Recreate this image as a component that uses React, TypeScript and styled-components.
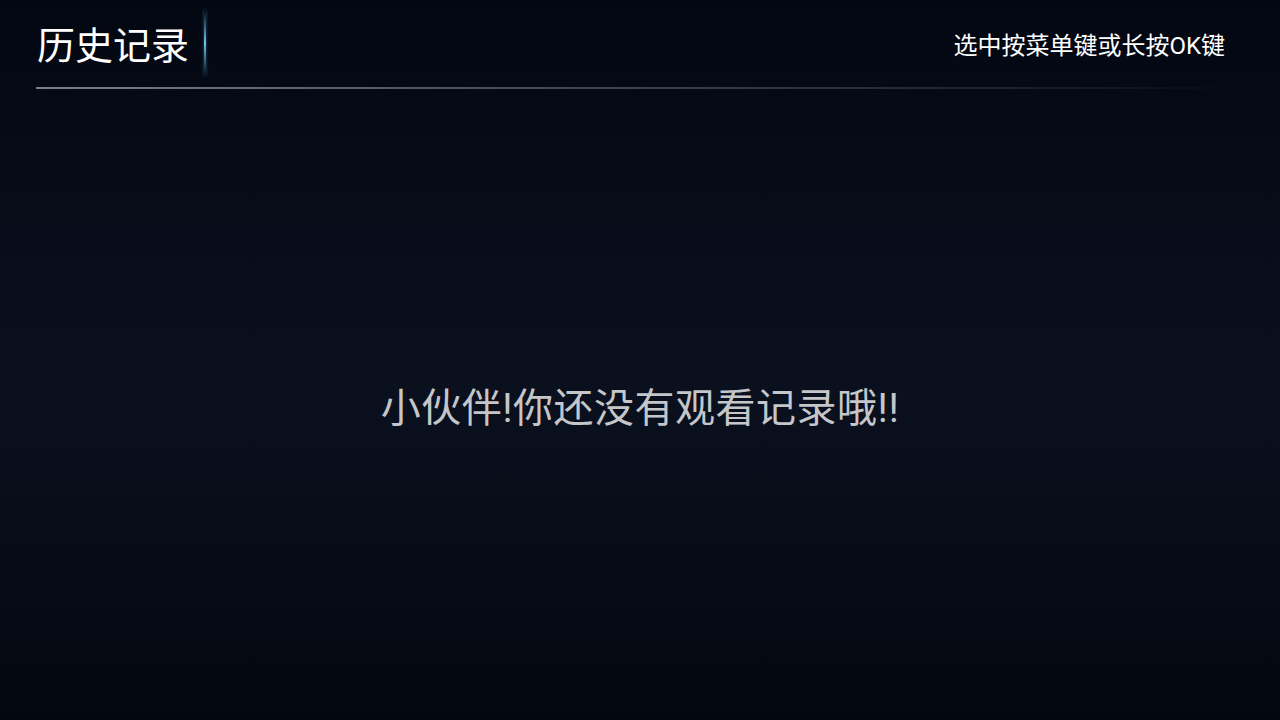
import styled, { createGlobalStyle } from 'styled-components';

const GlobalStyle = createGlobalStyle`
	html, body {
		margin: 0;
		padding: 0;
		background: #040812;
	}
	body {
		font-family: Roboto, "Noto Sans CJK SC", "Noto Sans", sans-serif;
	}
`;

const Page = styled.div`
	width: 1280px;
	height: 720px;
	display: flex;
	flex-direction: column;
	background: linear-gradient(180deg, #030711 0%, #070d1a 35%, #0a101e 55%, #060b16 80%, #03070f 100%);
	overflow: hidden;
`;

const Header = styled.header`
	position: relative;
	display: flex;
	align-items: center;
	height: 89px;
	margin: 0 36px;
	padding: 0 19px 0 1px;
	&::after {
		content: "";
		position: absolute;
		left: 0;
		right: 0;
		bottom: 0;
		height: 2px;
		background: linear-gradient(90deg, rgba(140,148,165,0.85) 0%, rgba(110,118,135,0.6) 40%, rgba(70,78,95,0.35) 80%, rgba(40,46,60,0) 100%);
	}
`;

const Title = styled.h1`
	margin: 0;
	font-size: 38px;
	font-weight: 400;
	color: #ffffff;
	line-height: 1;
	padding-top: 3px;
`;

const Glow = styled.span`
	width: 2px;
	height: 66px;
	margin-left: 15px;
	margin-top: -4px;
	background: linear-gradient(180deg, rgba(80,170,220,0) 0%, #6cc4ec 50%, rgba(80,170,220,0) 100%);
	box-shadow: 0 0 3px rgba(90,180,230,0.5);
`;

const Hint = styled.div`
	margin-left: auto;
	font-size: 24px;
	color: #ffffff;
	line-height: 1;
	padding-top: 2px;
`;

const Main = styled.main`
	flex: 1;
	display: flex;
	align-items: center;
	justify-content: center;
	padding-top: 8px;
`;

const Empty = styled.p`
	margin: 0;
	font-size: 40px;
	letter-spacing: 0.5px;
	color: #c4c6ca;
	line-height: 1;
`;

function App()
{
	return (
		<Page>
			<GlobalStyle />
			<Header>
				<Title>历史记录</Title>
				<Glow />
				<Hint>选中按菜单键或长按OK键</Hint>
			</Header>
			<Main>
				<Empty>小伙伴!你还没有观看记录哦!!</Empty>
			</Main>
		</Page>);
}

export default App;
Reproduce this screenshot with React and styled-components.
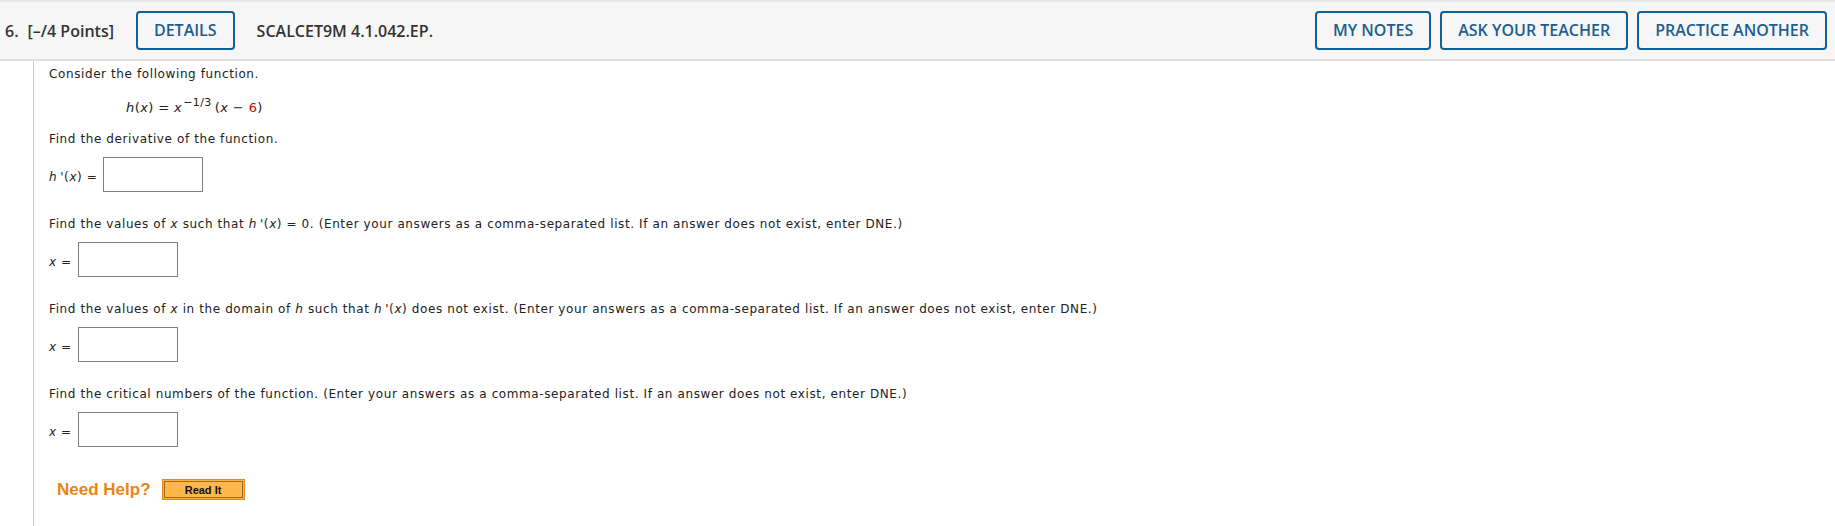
########################################
- _Directions_: Retype the whole listing exactly and leave the pictures out.

- _Result for this task_:
Recreate this image as a component that uses React, TypeScript and styled-components.
import styled, { createGlobalStyle } from 'styled-components';

const GlobalStyle = createGlobalStyle`
	html, body {
		margin: 0;
		padding: 0;
		background: #040812;
	}
	body {
		font-family: Roboto, "Noto Sans CJK SC", "Noto Sans", sans-serif;
	}
`;

const Page = styled.div`
	width: 1280px;
	height: 720px;
	display: flex;
	flex-direction: column;
	background: linear-gradient(180deg, #030711 0%, #070d1a 35%, #0a101e 55%, #060b16 80%, #03070f 100%);
	overflow: hidden;
`;

const Header = styled.header`
	position: relative;
	display: flex;
	align-items: center;
	height: 89px;
	margin: 0 36px;
	padding: 0 19px 0 1px;
	&::after {
		content: "";
		position: absolute;
		left: 0;
		right: 0;
		bottom: 0;
		height: 2px;
		background: linear-gradient(90deg, rgba(140,148,165,0.85) 0%, rgba(110,118,135,0.6) 40%, rgba(70,78,95,0.35) 80%, rgba(40,46,60,0) 100%);
	}
`;

const Title = styled.h1`
	margin: 0;
	font-size: 38px;
	font-weight: 400;
	color: #ffffff;
	line-height: 1;
	padding-top: 3px;
`;

const Glow = styled.span`
	width: 2px;
	height: 66px;
	margin-left: 15px;
	margin-top: -4px;
	background: linear-gradient(180deg, rgba(80,170,220,0) 0%, #6cc4ec 50%, rgba(80,170,220,0) 100%);
	box-shadow: 0 0 3px rgba(90,180,230,0.5);
`;

const Hint = styled.div`
	margin-left: auto;
	font-size: 24px;
	color: #ffffff;
	line-height: 1;
	padding-top: 2px;
`;

const Main = styled.main`
	flex: 1;
	display: flex;
	align-items: center;
	justify-content: center;
	padding-top: 8px;
`;

const Empty = styled.p`
	margin: 0;
	font-size: 40px;
	letter-spacing: 0.5px;
	color: #c4c6ca;
	line-height: 1;
`;

function App()
{
	return (
		<Page>
			<GlobalStyle />
			<Header>
				<Title>历史记录</Title>
				<Glow />
				<Hint>选中按菜单键或长按OK键</Hint>
			</Header>
			<Main>
				<Empty>小伙伴!你还没有观看记录哦!!</Empty>
			</Main>
		</Page>);
}

export default App;
Reproduce this screenshot with React and styled-components.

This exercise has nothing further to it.